<<<<
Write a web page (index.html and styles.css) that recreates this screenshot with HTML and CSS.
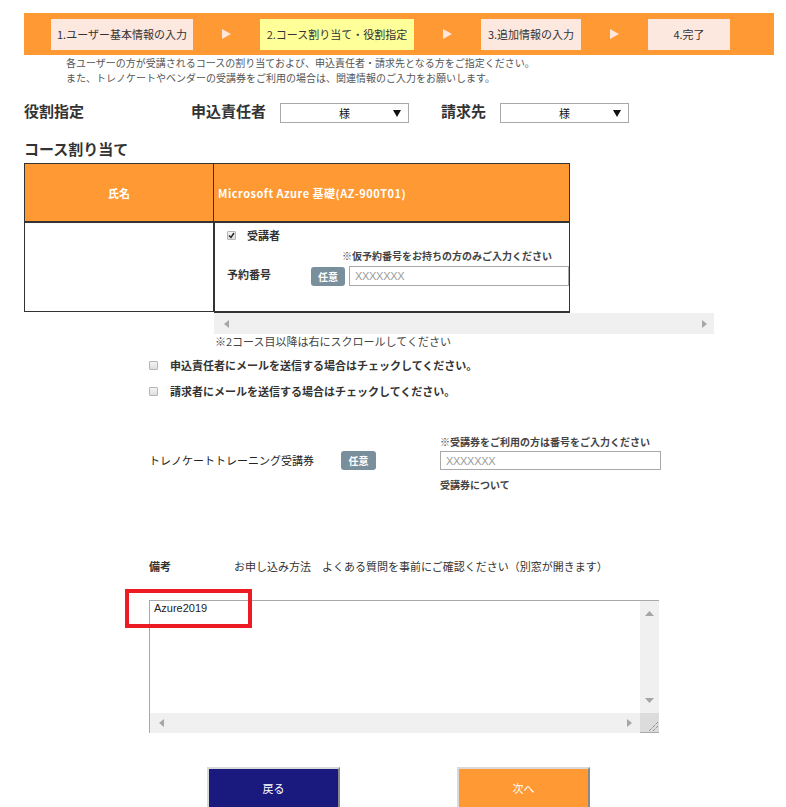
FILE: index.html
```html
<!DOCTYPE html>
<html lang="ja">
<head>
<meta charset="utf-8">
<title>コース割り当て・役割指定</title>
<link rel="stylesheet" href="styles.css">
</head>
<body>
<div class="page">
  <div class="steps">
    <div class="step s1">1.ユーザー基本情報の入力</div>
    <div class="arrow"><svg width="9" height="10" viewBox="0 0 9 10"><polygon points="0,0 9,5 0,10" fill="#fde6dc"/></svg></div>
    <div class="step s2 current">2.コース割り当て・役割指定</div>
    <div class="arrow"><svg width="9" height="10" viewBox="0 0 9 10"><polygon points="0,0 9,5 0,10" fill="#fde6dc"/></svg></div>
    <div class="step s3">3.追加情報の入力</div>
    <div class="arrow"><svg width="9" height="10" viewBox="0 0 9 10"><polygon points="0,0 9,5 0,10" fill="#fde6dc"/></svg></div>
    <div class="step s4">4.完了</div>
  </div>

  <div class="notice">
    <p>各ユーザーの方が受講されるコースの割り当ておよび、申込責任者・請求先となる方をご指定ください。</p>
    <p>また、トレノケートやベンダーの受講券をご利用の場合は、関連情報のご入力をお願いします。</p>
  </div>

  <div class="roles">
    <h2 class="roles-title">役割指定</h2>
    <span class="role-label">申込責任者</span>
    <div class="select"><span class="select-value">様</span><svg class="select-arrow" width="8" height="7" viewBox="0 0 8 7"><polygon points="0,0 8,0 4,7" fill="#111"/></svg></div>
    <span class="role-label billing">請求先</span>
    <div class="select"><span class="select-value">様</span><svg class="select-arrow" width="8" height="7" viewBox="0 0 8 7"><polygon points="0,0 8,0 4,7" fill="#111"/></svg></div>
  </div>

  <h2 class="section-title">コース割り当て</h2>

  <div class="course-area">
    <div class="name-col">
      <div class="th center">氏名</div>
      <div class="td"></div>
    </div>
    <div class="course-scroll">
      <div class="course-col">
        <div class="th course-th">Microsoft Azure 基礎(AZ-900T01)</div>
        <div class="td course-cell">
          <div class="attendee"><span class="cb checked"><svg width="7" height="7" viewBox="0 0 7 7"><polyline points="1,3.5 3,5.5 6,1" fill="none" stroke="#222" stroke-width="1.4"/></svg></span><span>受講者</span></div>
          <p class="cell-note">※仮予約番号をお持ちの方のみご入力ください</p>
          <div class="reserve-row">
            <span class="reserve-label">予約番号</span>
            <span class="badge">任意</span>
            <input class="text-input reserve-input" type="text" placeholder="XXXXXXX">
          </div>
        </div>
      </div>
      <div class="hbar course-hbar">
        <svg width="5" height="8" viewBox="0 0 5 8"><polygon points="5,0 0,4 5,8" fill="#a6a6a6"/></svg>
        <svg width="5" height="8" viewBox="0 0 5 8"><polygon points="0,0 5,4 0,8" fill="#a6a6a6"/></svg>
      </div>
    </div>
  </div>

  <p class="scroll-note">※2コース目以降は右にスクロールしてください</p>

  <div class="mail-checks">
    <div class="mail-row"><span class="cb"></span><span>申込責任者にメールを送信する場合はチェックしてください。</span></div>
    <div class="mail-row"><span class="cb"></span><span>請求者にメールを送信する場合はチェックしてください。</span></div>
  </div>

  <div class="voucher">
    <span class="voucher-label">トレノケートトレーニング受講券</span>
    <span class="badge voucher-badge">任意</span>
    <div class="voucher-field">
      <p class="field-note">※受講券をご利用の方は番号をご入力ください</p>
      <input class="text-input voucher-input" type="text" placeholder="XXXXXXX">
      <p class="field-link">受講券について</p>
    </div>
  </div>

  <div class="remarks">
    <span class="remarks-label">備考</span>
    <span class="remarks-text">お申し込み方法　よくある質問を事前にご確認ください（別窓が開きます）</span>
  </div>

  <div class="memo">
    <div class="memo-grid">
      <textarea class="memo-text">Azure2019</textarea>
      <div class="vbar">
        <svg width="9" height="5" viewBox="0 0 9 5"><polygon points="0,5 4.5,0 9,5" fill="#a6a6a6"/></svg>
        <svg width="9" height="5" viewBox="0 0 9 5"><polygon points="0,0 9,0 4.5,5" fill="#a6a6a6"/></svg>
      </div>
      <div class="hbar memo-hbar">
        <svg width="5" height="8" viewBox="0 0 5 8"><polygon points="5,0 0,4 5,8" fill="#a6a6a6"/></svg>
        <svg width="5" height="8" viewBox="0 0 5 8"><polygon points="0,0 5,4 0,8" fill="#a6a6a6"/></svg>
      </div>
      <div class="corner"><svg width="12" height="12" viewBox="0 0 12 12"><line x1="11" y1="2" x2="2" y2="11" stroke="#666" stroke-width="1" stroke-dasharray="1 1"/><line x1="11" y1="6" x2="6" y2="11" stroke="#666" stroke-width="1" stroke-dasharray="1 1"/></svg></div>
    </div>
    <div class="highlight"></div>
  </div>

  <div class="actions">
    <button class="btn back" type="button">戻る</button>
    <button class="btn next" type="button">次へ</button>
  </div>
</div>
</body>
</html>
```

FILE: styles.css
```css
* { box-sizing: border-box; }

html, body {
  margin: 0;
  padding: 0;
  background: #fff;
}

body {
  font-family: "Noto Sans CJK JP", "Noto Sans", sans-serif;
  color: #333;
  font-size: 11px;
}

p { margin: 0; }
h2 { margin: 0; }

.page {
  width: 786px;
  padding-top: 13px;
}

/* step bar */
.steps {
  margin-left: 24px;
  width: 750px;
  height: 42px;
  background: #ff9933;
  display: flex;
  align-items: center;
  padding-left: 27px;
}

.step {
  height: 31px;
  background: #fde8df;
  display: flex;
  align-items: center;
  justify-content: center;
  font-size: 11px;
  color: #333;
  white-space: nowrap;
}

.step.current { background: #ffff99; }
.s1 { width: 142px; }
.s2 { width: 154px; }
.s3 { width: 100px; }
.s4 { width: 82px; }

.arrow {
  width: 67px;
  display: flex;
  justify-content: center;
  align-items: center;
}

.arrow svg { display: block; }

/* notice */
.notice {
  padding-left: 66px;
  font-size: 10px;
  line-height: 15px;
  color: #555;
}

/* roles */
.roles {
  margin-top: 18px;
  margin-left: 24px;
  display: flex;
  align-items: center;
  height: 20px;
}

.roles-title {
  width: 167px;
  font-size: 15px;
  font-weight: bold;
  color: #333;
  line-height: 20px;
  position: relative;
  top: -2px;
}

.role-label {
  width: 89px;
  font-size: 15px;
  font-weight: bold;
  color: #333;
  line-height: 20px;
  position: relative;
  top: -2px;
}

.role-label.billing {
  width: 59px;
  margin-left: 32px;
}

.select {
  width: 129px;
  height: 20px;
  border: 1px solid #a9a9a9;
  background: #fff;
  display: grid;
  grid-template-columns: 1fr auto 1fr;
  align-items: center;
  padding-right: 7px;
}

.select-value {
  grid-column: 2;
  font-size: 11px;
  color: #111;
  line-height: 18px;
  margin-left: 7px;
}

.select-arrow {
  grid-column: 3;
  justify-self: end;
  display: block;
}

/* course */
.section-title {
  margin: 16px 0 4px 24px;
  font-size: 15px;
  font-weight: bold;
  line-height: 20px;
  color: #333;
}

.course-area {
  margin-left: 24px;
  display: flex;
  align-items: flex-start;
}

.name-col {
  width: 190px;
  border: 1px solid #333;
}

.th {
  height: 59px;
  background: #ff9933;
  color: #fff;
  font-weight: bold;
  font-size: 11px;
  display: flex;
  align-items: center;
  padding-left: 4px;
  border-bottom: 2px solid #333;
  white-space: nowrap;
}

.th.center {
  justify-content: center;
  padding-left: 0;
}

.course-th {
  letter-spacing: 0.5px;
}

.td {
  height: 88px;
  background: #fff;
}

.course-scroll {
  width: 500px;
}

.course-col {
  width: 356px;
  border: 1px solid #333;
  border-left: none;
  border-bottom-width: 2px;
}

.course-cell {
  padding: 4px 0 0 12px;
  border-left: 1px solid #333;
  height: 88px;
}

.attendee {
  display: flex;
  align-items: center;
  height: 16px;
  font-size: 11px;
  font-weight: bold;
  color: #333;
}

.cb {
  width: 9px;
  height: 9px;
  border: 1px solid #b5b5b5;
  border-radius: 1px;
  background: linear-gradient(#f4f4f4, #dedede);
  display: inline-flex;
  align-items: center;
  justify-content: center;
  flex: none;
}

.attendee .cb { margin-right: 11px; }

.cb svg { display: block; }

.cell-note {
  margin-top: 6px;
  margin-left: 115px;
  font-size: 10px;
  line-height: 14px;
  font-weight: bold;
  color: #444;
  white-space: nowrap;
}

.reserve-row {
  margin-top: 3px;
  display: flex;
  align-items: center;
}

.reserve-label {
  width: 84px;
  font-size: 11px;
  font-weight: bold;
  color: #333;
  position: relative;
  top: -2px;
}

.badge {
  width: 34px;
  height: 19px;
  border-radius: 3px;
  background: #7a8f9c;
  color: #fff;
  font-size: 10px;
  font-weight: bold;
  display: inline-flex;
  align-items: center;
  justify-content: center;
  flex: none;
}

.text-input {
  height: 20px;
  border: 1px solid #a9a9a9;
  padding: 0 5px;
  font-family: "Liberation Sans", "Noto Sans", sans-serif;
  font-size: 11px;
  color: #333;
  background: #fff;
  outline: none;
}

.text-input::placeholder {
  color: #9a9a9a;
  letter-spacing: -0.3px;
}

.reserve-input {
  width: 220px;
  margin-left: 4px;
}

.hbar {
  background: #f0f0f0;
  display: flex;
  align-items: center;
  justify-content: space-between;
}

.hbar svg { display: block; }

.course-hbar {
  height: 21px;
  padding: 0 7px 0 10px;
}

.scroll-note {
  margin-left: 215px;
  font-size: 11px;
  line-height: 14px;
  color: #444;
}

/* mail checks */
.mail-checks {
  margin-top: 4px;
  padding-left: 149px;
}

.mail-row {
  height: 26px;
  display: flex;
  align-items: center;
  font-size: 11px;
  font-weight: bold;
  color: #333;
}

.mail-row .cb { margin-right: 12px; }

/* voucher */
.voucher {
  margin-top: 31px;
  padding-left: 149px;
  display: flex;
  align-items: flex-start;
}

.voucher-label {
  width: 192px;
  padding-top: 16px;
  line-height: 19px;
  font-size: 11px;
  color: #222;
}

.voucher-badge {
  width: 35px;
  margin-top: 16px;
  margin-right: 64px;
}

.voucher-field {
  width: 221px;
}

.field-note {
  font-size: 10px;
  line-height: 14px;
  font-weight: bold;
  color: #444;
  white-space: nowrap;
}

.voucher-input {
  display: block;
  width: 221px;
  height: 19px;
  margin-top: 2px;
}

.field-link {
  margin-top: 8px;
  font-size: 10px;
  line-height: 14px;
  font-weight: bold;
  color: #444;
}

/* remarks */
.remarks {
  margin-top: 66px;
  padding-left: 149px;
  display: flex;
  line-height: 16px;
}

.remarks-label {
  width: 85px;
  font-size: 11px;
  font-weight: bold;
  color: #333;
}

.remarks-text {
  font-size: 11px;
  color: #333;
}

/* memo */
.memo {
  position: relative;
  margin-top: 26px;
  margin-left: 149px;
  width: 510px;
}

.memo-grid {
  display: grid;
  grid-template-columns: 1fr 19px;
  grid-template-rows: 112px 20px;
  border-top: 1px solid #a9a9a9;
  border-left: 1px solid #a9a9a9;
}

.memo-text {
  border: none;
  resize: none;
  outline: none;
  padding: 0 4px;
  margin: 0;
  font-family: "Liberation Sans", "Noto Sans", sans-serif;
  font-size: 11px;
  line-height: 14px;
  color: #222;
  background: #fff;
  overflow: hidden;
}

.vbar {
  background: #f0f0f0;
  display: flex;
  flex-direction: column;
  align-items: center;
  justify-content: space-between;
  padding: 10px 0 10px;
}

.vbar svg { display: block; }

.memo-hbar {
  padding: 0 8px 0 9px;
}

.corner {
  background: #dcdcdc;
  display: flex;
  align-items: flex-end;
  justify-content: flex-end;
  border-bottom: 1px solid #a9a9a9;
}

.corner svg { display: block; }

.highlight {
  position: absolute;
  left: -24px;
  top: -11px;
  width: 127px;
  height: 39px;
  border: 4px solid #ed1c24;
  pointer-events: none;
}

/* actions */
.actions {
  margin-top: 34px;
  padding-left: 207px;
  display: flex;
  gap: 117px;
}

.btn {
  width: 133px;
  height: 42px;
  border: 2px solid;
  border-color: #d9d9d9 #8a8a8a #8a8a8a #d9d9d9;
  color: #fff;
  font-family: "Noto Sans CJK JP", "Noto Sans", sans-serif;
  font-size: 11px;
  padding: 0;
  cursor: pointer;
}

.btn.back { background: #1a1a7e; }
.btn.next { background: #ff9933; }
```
>>>>
<<<<
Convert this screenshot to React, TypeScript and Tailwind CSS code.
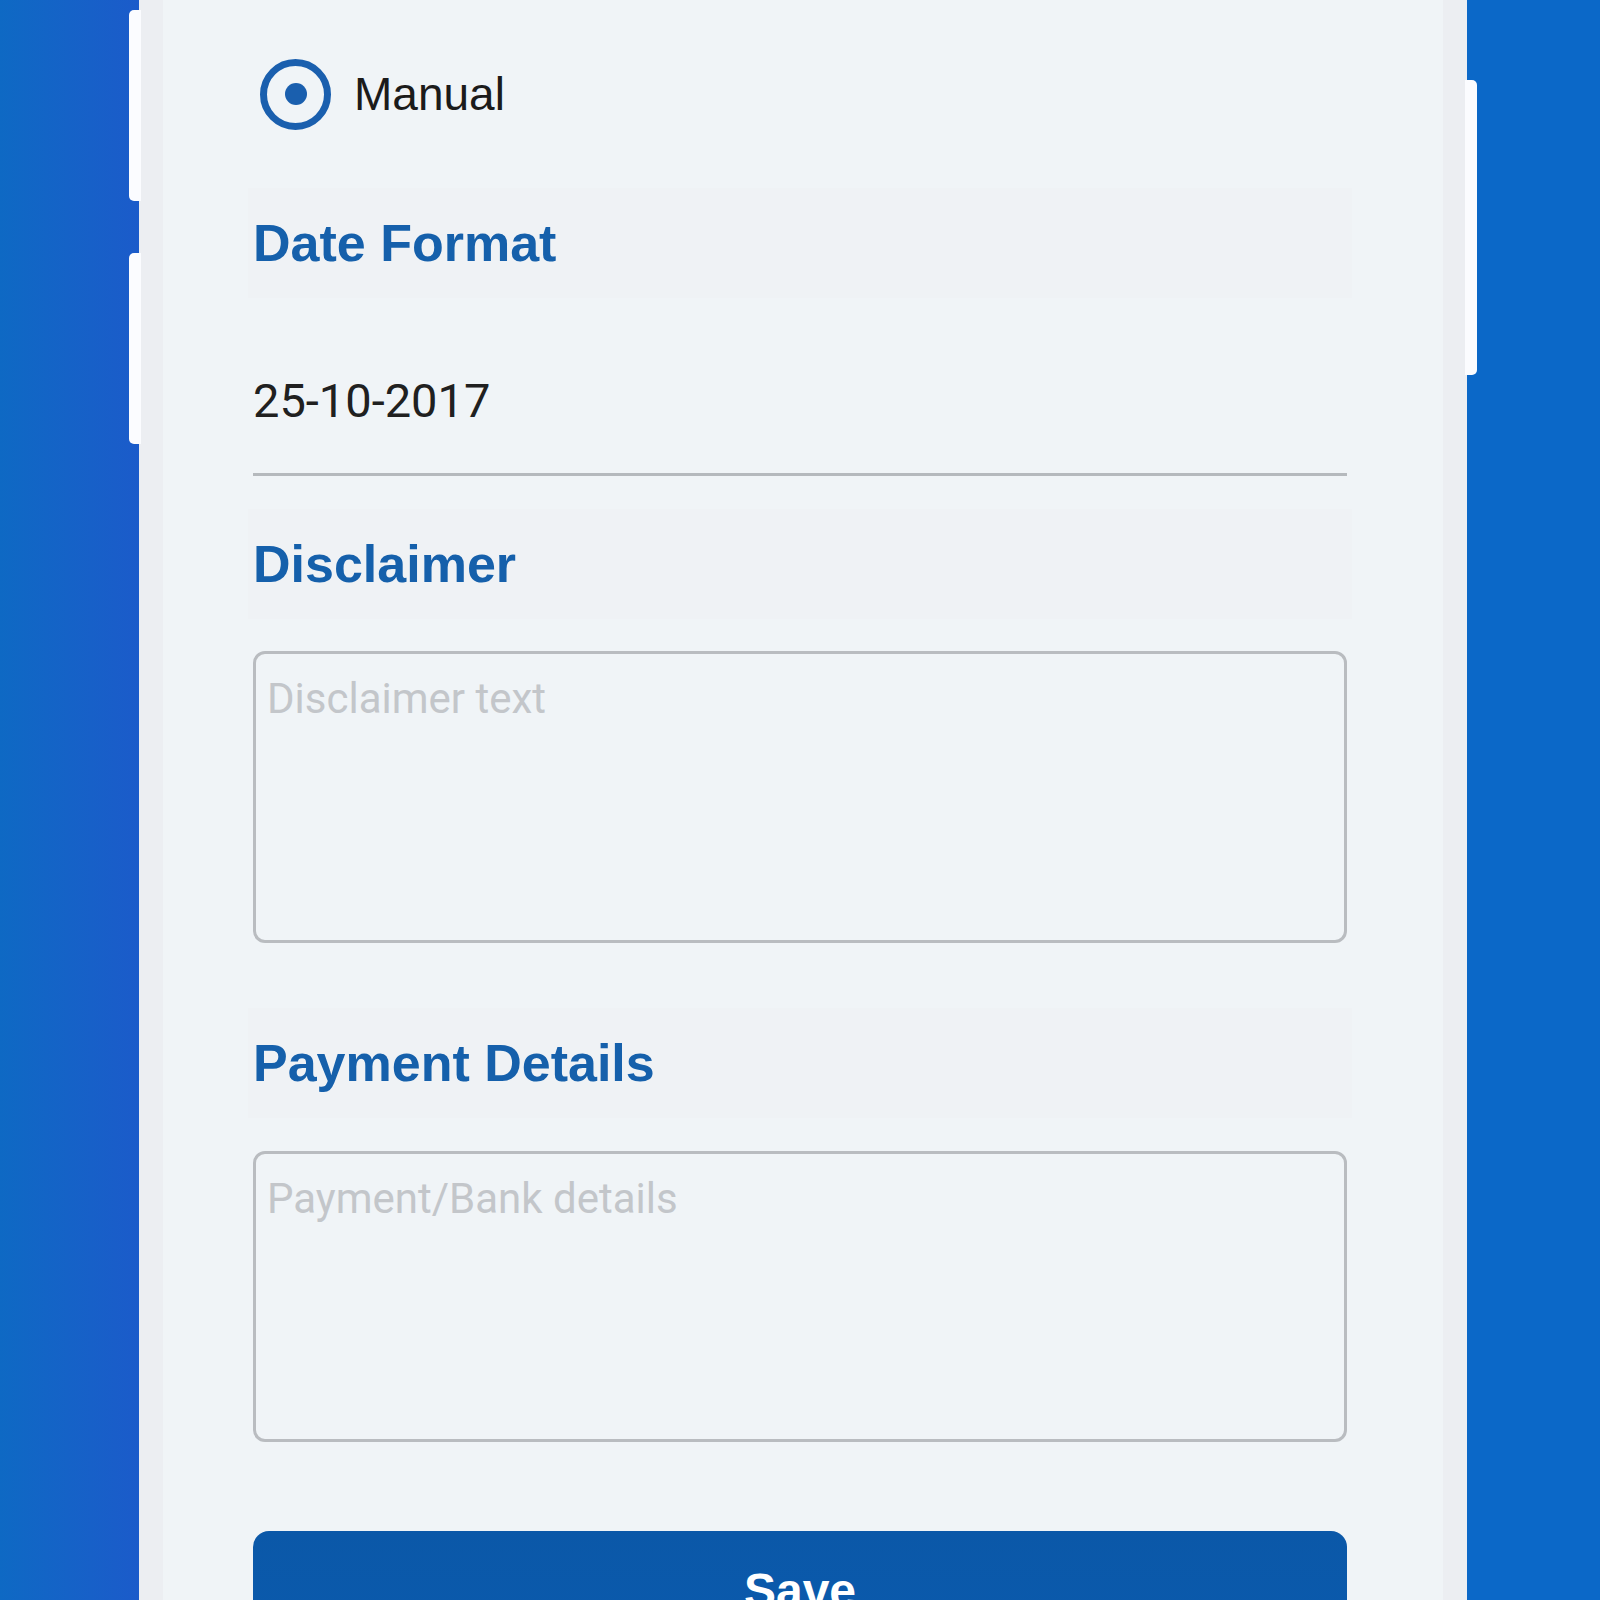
>>>>
<<<<
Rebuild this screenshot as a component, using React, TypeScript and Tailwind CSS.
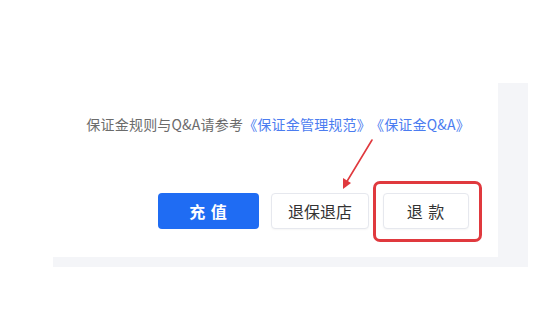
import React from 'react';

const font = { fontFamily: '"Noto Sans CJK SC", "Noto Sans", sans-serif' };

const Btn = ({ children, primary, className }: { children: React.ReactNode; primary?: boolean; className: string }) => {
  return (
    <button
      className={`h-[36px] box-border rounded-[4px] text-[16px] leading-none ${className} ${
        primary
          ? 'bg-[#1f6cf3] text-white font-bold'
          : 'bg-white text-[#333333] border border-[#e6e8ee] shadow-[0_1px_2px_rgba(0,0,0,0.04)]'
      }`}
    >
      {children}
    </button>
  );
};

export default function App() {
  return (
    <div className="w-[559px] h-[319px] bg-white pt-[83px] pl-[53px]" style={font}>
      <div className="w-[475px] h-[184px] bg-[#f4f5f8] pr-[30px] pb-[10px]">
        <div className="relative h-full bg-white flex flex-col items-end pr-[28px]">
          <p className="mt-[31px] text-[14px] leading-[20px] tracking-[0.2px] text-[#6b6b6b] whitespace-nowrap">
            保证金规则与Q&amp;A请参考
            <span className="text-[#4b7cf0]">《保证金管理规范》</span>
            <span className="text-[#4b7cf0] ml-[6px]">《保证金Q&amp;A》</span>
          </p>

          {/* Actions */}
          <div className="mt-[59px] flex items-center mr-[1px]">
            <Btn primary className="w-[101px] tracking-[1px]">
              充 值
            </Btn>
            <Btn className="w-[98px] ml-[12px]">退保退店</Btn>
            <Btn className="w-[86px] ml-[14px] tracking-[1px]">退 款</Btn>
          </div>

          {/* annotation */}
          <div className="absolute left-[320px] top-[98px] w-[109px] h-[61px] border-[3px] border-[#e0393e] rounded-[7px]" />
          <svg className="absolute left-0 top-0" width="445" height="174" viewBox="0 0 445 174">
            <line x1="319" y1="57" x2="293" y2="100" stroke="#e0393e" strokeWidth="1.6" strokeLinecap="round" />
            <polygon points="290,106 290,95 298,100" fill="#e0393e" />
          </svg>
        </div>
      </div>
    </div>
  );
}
>>>>
• [Requirement]
Make a tally of the lines in this data that include the string "styles", and answer with that tally alone.

• [Finished task]
3